It’s not incredibly common, but it does happen once in a while—a disc gets stuck in your optical drive. There are a number of ways that this could happen, but it usually occurs when the disk is unmounted but doesn’t get ejected. Being unmounted, the Mac doesn’t think there is anything in the drive, so further attempts to eject prove fruitless.
As aggravating as this can be, before you grab a screwdriver and attempt to disassemble your Mac, you may want to try some of these methods to coerce it into finally ejecting the disc.
- Hold down the (left) mouse button or trackpad button during boot. This is a built-in key/button combo that dates far back into Macintosh history – it used to eject the disk from the floppy drive…
- Hold the Option key during boot. This will display all the drives you can boot from. From here, the Eject key on your keyboard should allow you to eject.
- Boot into Target Disk mode (hold down the T key until you see the Firewire logo), then tap the Eject key.
- Boot into open firmware (hold down Command-Option-O-F). Type eject cd, and wait for disk to pop out, then type “mac-boot” (without the quotes)and hit return. Note: this only works for PPC Macs.

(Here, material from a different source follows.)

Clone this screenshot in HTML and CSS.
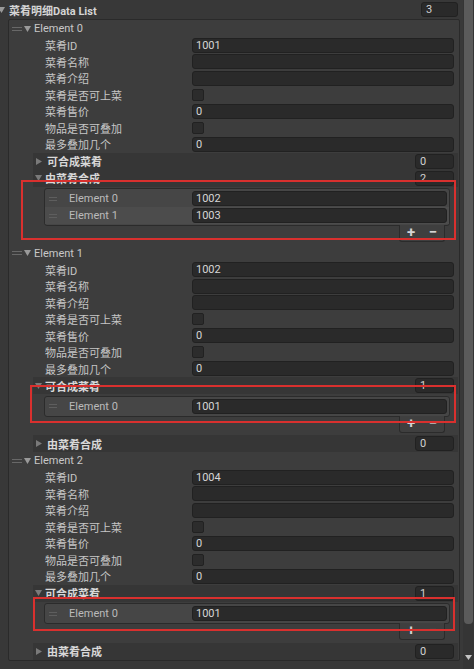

- Zap the PRAM (reboot holding down Command-Option-P-R and releasing the keys after the 2nd chime). Your Mac will “reinventory” the attached hardware, and remount your optical drive, so you may eject it.
- Reawakening a Mac from sleep can cause it to re-mount the drive, which would then allow it to be ejectable.
- Some Macs have been known to automatically eject the disk if they remain powered up and left alone for about 10 minutes.
- Some CDs may warp when heated. So, allow your Mac to fully cool down, then eject the disk as soon as the Mac reboots.
While this may not be the “be-all, end-all” of disc ejection solutions, these will usually get you back on track if all you’re dealing with is a software hiccup.